Devaud decided to take the music out for a test drive last year, and 2018 was the first time where he performed a proper live set at a big event – specifically Barcelona’s Sónar, where he closed a day at SonarHall. In the run-up to that performance he tested his set at other events, though a Spinal Tap-style experience at the III Points festival led him to wonder whether performing an ambitious live set was really a good idea.

“I was not secure at all, I was fucking stressed,” he admits. “The III Points festival was a [personal] disaster. My lights guy missed his train, the sound was terrible. We had so many struggles with that set and I was desperate. Let’s just say that going into Sónar I was not very confident.” Once he hit the stage in Barcelona, though, things vastly improved. The set, which included a mesmerising space-themed backdrop (Devaud was also part of Sónar’s project with NASA to transmit music into outer space), was one of the most memorable of the weekend. It was also the first time he’d played many of the tracks from ‘Drift’ to a new audience – and they dug what they heard.
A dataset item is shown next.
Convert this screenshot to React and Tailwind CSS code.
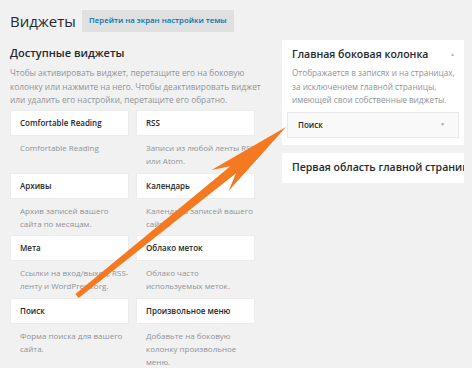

Proving that the crowd’s approval at Sónar wasn’t a fluke, the reception for ‘Drift’s first two singles, the melodic ‘You Are Not Alone’ and the luscious ‘Embrace’, have been positive – and widening his sound has also brought a wider potential audience. He’s secured a number of high-profile festival dates, including Coachella, Primavera Sound, Lowlands and Tomorrowland. Ambitious, cinematic videos (including the stunning video for ‘Embrace’, shot in Lebanon by award-winning director Jessy Moussallem using real soldiers as actors and weapons supplied by the military), and a spot on Pete Tong’s Radio 1 Essential mix (short-listed for Essential Mix of the Year) have helped, too. “Most of the time, people see mainstream records as terrible,” he says. “Which is, most of the time, true. I wanted mine to be elegant, and I think it’s the most difficult thing to achieve. Even if I’m coming from an underground scene, this is exactly the music that I wanted to do.”

In addition to composing film scores and promoting ‘Drift’ he’s enjoying life with a new girlfriend, and says he’d like to have children. Out of catastrophe has come a new lease of life, personally and creatively. “It was the best thing to happen to me,” he says. “The best thing for me was to move to Paris at the moment when I did, as it was booming. I had a chance to meet great, creative people – casting directors, other artists – and it was so much fun.” Devaud finishes his wine, glances at his phone and realises that it’s time to go. He still doesn’t look worried. Not at all.